For those very important figures in history, we may even erect a monument, or perhaps a plague.
And those markers, or memorials, they become sacred don’t they?
If you have ever been to Washington DC you know this is true.
The reverence at the Vietnam memorial wall, or Lincoln’s monument, or the overwhelming solemnity of Arlington National Cemetery can be tangible.
[picture of tomb of the unknown soldier]
I remember going to Washington while I was in the military.
We went to visit all those places, but the one I remember the most vividly is Arlington.
As far as the eye could see, church, stood these perfectly white symbols of those who died for our freedom, for our lives.
There they stand almost as if they are still in formation, still standing watch over this land we love so dearly.
As I stood there, in the midst of the overwhelming cost of my life, I was overcome by a feeling of gratitude, and awe, and reverence.
It was a deep emotion, unlike any I had really felt before.
It was primal.
It hurt.
It inspired.
It was sacred.
You see, there in that place, I found peace in pain.
I found reverence in the blades of green grass set against the pure white stones that dotted the hillsides.
It became to me, in that moment, a temple of sorts.
[picture of temples?]
You see, temples aren’t just temples.
If you have been following Jesus’ path in this text since January, you can say with certainty that wherever Jesus found Himself, a temple was maid!
The people following became the first church of the lake, or of Olivet; wherever they found Jesus, there church was held and a makeshift temple was made!
This culminates for us in the bread and the cup that we have taken this very day.
Even here in this wonderful house of worship, how much more reverent and meaningful is this one event that Christ Himself set aside for us all!
We make a temple out of it.
We make it into a worshipful moment, a commemoration of the one who died for our freedom.
[blank]
That was this tomb for these women.
That is the feeling they must have had when they approached this sacred spot; the final resting place of the Messiah.
[picture of church of the sepulcher]
Even today, people come there, to what they think was the tomb.
A church was even build on one of those sites, the Church of the Holy Sepulcher.
And people go there, every single day, in the hopes of experiencing Jesus in some tangible way.
They even strain themselves for just a moment, just the small chance of even touching what MIGHT be some stone that COULD have touched the flesh of Christ.

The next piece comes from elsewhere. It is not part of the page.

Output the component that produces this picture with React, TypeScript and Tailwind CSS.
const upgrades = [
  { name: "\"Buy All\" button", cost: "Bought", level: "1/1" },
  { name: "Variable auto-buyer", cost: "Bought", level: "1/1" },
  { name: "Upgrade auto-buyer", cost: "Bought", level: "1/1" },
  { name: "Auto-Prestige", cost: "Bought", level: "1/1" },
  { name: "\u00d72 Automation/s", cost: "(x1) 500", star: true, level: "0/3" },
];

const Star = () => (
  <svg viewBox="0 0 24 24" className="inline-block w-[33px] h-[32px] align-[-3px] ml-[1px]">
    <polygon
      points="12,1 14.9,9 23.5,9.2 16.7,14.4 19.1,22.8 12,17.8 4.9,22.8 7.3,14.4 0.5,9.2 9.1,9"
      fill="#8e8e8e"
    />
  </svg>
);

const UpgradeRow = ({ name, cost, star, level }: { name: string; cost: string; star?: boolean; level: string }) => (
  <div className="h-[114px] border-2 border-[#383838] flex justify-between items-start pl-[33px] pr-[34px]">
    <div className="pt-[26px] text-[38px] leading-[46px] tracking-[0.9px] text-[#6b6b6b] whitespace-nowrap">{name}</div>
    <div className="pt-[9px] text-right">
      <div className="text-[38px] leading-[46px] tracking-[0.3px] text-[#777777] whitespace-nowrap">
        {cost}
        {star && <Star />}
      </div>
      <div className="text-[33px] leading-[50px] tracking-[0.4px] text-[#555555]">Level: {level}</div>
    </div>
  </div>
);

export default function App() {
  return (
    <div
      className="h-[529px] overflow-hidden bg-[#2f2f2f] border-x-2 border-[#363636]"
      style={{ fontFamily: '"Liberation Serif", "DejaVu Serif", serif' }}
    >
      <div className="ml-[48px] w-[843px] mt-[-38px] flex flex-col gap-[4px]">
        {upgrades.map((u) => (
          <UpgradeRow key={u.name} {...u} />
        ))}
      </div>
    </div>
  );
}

They have come to the tomb in the hopes of finding something Holy.
And make no mistake, that is where these women are too.

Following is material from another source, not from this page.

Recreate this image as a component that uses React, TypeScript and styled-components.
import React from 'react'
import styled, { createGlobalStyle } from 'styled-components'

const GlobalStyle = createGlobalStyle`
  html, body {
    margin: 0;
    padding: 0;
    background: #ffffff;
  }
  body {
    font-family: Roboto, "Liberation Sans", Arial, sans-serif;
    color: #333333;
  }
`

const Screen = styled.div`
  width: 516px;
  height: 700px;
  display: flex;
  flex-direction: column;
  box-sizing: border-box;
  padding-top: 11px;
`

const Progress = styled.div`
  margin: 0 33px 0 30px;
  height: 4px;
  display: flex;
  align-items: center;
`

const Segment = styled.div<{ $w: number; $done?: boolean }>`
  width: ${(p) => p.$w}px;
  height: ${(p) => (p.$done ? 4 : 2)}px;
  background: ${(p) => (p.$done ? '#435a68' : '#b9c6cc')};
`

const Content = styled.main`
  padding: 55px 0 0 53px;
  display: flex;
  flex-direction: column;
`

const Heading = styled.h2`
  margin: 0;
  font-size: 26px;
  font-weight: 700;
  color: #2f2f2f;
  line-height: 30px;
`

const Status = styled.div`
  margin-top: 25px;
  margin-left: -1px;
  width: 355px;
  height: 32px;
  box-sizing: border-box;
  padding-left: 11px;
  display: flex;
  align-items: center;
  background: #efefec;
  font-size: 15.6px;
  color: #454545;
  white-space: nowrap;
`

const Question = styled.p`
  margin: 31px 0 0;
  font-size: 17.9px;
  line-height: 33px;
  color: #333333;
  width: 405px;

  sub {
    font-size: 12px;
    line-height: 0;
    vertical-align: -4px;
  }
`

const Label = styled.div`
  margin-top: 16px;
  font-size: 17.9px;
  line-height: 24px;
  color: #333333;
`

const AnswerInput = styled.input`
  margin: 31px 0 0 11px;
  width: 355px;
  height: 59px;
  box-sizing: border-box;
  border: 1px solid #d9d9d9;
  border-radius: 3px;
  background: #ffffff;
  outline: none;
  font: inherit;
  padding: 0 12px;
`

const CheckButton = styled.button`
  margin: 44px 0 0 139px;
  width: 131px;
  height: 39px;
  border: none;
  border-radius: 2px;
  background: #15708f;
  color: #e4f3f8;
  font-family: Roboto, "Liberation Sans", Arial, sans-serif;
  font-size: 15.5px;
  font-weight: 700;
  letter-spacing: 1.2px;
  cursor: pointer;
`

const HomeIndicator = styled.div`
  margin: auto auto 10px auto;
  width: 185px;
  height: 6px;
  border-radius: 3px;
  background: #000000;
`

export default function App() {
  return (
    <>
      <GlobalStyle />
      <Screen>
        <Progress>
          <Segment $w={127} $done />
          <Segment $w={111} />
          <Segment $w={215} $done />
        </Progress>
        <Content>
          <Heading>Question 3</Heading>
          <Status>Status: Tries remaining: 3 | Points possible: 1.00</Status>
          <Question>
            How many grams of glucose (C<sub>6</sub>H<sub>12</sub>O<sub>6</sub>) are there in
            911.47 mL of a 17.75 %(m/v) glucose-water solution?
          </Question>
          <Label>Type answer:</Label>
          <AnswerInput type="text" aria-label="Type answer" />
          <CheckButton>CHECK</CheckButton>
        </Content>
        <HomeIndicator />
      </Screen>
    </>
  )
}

Here you have [short write up about the women…make sure to end with “a mother torn with grief, who has come to care for her child one final time, hoping beyond hope, I am sure, that her faith is proved right in some moment of miraculous power!
That is why they have come.
Why have we come, though?
Why do we come to this place, or other temple’s in our lives?

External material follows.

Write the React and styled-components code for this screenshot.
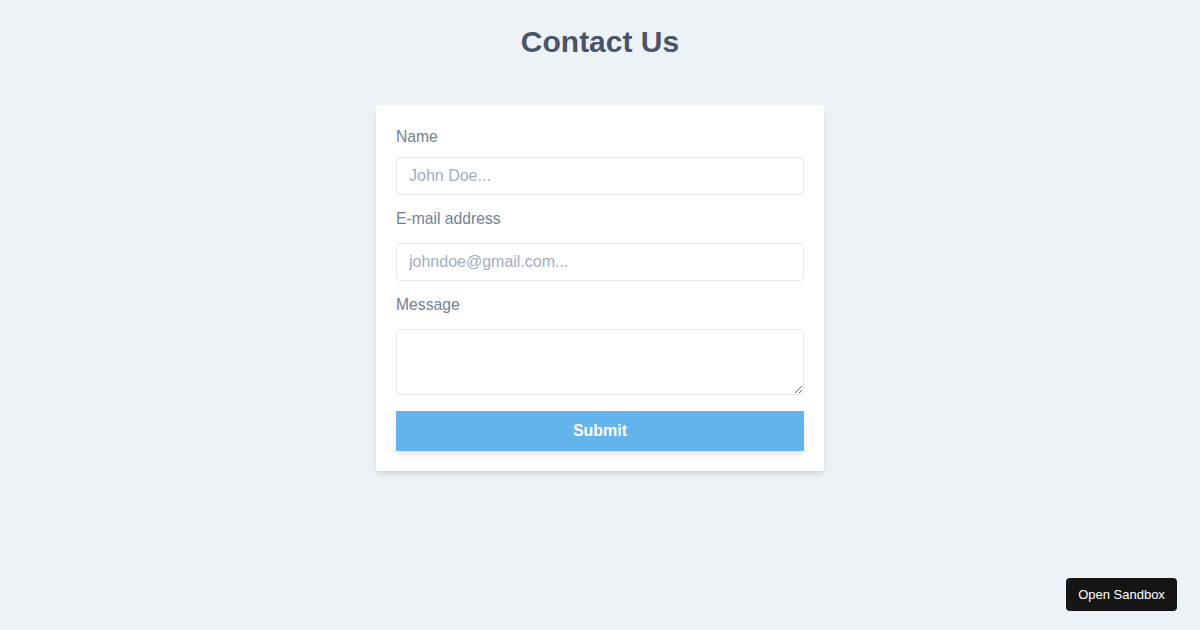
import styled, { createGlobalStyle } from "styled-components";

const GlobalStyle = createGlobalStyle`
  html, body {
    margin: 0;
    padding: 0;
    background: #edf2f7;
    font-family: "Liberation Sans", Arial, sans-serif;
  }
  * {
    box-sizing: border-box;
  }
`;

const Page = styled.div`
  min-height: 630px;
  display: flex;
  flex-direction: column;
  align-items: center;
  padding-top: 24px;
`;

const Title = styled.h1`
  margin: 0;
  font-size: 30px;
  line-height: 36px;
  font-weight: 700;
  color: #4a5568;
`;

const Card = styled.form`
  margin-top: 45px;
  width: 448px;
  background: #fff;
  padding: 20px;
  display: flex;
  flex-direction: column;
  box-shadow: 0 4px 6px -1px rgba(0, 0, 0, 0.1), 0 2px 4px -1px rgba(0, 0, 0, 0.06);
`;

const Label = styled.label`
  display: block;
  font-size: 15.7px;
  line-height: 22px;
  color: #718096;
  margin-top: ${(p) => p.$top || 1}px;
  margin-bottom: ${(p) => p.$bottom || 9}px;
`;

const Input = styled.input`
  display: block;
  width: 100%;
  height: 38px;
  padding: 0 12px;
  font-family: inherit;
  font-size: 16px;
  color: #4a5568;
  border: 1px solid #e2e8f0;
  border-radius: 4px;
  outline: none;
  &::placeholder {
    color: #a0aec0;
  }
`;

const TextArea = styled.textarea`
  display: block;
  width: 100%;
  height: 66px;
  padding: 8px 12px;
  font-family: inherit;
  font-size: 16px;
  border: 1px solid #e2e8f0;
  border-radius: 4px;
  outline: none;
`;

const Submit = styled.button`
  margin-top: 16px;
  height: 40px;
  width: 100%;
  border: none;
  background: #63b3ed;
  color: #fff;
  font-family: inherit;
  font-size: 16px;
  font-weight: 700;
  cursor: pointer;
  box-shadow: 0 4px 6px -1px rgba(0, 0, 0, 0.1), 0 2px 4px -1px rgba(0, 0, 0, 0.06);
`;

const SandboxButton = styled.button`
  position: fixed;
  right: 23px;
  bottom: 19px;
  width: 111px;
  height: 33px;
  border: none;
  border-radius: 4px;
  background: #151515;
  color: #fff;
  font-family: "Liberation Sans", Arial, sans-serif;
  font-size: 13px;
  cursor: pointer;
`;

export default function App() {
  return (
    <>
      <GlobalStyle />
      <Page>
        <Title>Contact Us</Title>
        <Card onSubmit={(e) => e.preventDefault()}>
          <Label htmlFor="name">Name</Label>
          <Input id="name" placeholder="John Doe..." />
          <Label htmlFor="email" $top={13} $bottom={13}>
            E-mail address
          </Label>
          <Input id="email" placeholder="johndoe@gmail.com..." />
          <Label htmlFor="message" $top={13} $bottom={13}>
            Message
          </Label>
          <TextArea id="message" />
          <Submit type="submit">Submit</Submit>
        </Card>
      </Page>
      <SandboxButton>Open Sandbox</SandboxButton>
    </>
  );
}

What do we give weight to in our lives that becomes holy; a temple of sorts.
Some of those might be good, other’s maybe not.
But whether good or bad, right or wrong, why do we go to those temples?
I think we go to places like this, and to whatever temples we might have in our lives to feel something, something we are missing.
Some piece of us that is gone, or we might never have if we just didn’t go there to see it.
And to be honest, that is why these women go there.
These women, all connected by either family, in the case of Mary and Salome (Mary mother of James the lesser and Salome the mother of Zebedee aka sons of thunder), or devotion to Christ, in the case of Mary Magdalene.
They had a dog in this fight.
They were invested.
Understand, anything we hold as reverent or holy or special can be for us a temple of sorts.
Sometimes in a good way, sometimes not.
Why do we go to those temples in our lives?
They were grieving that life would never be the same.
[pic of temple]
That’s why we go to ours too, if we are being honest.
We lack something, or at least we think we lack something, so we ascribe some extra reverence, some extra weight, to some things that don’t really need it!
Is God more present in that rock at the Church of the Sepulcher, whether it is real or not?
Is God only in the National cemetery and not every other?
Of course not.
But we, like these women, give this weight to these places because we are desperate to find Jesus, to find God, any way we can.
But the truth of the matter is this - these temples will always fall short.
Our temples are just markers for the real temple that Christ tried to prepare for us all; the temple of faith.
[move toward the reality of our temples…they fall short…our temples are just markers for the real temple of faith.
When we go to those temples if we could just open the door, if we could pull back the curtain to see what lies behind those things that we give so much reverence and power to, we would find them empty!